Dataset records:
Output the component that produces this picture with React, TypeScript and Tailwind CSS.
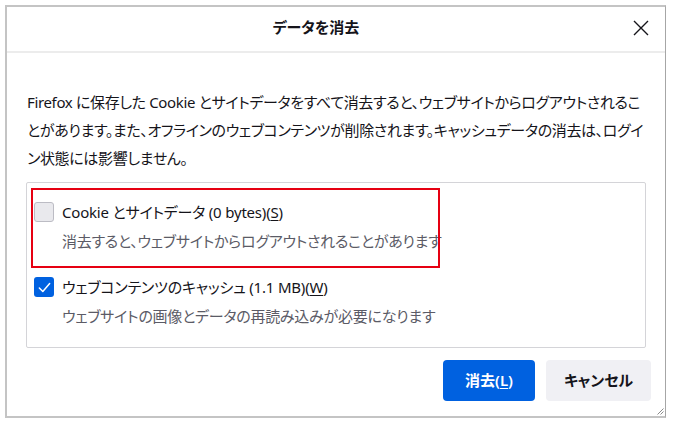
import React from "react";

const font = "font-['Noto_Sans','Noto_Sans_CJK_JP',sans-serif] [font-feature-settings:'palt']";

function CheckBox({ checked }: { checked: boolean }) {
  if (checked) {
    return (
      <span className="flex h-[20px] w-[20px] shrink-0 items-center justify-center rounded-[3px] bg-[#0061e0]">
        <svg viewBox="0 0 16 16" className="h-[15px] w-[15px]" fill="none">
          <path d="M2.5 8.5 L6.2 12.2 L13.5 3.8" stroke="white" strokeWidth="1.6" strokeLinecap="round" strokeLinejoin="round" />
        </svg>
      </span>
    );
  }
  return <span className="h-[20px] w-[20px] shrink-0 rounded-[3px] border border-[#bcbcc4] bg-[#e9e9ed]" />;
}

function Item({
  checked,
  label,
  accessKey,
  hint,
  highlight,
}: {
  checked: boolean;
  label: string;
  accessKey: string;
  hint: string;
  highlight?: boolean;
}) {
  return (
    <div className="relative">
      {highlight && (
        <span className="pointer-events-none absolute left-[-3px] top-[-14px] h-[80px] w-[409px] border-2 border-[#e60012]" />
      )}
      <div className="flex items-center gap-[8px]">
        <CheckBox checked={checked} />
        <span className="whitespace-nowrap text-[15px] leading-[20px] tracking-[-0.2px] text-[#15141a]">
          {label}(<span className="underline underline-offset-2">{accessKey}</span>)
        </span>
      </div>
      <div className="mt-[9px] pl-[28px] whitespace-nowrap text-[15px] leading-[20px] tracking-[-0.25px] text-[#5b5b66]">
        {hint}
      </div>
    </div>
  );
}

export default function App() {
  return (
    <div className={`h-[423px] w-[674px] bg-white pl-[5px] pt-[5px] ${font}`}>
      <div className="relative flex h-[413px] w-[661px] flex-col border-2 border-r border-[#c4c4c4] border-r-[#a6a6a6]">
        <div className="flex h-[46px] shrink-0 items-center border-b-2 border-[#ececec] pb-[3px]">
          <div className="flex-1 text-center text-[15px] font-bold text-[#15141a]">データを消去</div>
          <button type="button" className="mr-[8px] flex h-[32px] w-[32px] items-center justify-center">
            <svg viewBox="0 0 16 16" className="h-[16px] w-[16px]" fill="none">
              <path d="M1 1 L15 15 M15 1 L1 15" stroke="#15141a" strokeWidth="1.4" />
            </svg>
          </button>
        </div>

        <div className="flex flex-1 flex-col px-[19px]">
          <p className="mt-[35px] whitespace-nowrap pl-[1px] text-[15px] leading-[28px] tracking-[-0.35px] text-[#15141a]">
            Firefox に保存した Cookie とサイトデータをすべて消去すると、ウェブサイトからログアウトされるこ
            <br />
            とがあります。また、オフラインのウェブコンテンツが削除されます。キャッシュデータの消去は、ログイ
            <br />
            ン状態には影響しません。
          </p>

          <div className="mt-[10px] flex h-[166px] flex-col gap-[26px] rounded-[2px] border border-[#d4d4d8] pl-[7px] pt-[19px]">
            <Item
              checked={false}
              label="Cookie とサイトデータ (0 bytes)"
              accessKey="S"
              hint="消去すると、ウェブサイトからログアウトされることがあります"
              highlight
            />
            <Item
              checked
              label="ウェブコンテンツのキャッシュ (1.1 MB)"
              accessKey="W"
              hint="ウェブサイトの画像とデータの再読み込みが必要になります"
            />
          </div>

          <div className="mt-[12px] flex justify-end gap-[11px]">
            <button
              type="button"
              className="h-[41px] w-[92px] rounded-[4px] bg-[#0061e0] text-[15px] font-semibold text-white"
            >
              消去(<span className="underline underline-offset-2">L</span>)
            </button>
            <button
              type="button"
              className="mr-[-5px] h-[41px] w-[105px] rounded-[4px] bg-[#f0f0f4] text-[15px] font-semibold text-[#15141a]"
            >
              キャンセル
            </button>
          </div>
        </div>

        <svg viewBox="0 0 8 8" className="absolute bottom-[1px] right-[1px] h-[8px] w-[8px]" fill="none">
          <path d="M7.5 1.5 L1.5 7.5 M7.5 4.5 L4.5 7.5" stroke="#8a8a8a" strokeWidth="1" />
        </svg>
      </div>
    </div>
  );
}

...

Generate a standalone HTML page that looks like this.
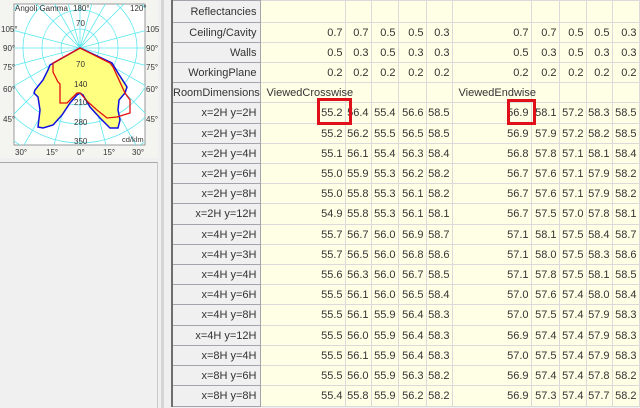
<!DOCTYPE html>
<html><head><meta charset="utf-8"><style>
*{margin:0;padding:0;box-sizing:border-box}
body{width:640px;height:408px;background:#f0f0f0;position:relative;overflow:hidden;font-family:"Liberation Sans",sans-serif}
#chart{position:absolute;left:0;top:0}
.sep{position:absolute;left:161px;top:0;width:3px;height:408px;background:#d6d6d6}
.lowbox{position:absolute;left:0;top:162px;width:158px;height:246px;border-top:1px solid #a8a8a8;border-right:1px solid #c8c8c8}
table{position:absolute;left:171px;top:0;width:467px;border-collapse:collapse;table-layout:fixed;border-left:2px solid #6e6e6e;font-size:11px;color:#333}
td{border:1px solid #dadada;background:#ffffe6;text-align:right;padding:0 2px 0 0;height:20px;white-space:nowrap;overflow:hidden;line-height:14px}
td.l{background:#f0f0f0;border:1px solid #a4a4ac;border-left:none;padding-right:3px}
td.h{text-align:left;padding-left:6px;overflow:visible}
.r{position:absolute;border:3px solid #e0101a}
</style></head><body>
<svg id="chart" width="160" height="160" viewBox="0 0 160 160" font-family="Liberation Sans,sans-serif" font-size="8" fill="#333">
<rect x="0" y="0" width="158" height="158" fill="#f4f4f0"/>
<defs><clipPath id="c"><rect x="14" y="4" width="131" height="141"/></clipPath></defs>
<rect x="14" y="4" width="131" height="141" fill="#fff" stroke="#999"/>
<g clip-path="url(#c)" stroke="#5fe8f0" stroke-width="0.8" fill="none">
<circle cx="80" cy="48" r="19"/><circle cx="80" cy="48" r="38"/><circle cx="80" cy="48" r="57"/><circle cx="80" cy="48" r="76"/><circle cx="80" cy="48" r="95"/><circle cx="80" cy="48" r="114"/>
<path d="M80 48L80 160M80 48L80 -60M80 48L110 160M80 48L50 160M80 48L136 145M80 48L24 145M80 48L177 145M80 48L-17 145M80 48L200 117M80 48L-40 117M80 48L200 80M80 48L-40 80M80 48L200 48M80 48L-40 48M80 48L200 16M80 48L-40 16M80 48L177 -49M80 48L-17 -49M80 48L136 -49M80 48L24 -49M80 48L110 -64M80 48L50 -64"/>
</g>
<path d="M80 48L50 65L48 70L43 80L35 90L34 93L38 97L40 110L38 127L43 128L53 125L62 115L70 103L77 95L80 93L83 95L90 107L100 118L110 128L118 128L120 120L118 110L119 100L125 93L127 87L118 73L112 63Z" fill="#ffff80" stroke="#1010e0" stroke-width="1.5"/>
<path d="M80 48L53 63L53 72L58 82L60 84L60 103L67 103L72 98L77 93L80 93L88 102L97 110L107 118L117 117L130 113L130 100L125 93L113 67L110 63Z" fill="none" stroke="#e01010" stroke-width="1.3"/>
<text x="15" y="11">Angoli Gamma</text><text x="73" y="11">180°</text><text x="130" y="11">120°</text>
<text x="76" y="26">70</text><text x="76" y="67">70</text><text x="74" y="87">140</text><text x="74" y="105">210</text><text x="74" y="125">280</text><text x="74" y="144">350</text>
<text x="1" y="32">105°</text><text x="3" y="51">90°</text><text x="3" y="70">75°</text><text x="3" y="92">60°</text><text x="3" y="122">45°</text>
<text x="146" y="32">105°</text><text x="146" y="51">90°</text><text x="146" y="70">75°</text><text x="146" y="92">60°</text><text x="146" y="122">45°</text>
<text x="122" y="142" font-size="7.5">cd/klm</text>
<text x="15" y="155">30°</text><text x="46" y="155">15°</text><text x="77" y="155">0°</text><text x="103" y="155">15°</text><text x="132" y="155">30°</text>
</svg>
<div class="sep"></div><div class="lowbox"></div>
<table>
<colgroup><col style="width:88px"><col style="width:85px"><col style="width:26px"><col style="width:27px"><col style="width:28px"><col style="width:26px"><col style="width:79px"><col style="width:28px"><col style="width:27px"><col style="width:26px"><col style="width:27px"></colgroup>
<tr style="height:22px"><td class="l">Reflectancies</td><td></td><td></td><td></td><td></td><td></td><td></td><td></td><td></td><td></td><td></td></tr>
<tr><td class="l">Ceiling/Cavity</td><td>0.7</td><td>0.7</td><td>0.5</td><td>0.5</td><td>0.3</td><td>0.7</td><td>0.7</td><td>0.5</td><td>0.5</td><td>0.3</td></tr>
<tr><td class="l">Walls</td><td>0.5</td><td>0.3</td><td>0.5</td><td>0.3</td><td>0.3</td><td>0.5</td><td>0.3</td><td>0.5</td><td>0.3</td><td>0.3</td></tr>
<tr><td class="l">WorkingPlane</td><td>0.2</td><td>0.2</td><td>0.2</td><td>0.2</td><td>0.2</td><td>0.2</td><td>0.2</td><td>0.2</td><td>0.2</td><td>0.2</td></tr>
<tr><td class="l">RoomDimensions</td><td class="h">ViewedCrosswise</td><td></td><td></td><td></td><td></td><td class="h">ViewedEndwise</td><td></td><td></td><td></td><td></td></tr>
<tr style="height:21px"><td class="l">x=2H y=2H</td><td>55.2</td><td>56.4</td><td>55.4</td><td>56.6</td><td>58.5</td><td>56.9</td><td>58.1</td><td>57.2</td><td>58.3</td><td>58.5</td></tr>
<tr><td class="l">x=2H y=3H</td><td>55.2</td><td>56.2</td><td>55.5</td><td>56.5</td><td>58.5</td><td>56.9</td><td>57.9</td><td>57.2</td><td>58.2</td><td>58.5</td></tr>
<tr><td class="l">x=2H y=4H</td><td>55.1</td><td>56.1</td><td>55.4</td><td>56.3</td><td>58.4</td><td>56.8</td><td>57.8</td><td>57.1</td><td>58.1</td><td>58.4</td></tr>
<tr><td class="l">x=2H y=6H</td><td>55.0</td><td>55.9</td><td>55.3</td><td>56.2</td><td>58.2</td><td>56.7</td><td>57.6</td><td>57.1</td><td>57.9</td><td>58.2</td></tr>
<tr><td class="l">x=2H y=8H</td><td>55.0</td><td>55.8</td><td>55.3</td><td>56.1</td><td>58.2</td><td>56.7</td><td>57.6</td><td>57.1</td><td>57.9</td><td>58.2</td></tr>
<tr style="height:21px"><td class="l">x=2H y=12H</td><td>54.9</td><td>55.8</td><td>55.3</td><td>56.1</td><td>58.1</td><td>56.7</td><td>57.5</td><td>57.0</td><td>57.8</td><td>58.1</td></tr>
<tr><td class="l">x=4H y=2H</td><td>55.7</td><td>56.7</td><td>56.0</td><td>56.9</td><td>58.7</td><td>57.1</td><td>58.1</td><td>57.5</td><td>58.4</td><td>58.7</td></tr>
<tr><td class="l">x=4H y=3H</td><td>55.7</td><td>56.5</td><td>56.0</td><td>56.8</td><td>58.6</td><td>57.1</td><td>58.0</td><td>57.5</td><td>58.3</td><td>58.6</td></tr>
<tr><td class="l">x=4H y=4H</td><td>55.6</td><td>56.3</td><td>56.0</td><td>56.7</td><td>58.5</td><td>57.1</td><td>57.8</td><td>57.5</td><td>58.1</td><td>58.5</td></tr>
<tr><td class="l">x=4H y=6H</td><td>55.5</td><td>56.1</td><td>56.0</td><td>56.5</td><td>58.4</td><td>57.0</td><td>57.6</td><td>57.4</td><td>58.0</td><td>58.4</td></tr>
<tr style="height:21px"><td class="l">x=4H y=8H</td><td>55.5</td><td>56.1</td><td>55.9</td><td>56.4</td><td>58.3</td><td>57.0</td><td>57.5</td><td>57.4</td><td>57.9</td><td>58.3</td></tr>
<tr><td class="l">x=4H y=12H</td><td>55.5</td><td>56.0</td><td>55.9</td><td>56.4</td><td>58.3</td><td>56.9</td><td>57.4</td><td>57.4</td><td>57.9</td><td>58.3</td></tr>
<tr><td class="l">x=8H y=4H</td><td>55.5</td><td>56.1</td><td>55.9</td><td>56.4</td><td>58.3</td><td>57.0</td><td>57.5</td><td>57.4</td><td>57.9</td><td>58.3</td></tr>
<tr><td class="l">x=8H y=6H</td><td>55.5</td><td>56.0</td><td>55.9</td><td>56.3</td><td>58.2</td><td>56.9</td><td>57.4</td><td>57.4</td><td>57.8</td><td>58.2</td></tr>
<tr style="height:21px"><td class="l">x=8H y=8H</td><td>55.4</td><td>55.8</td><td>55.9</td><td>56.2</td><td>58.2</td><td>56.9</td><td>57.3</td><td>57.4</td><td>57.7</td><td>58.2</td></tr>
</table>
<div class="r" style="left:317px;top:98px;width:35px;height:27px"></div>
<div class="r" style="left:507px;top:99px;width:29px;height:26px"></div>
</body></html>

SET EXERCISE |
Scan the data for the word "that" and copy every line where it shows up.

SOLVED PROBLEM |
Output the component that produces this picture with React, TypeScript and Tailwind CSS.
Generate a standalone HTML page that looks like this.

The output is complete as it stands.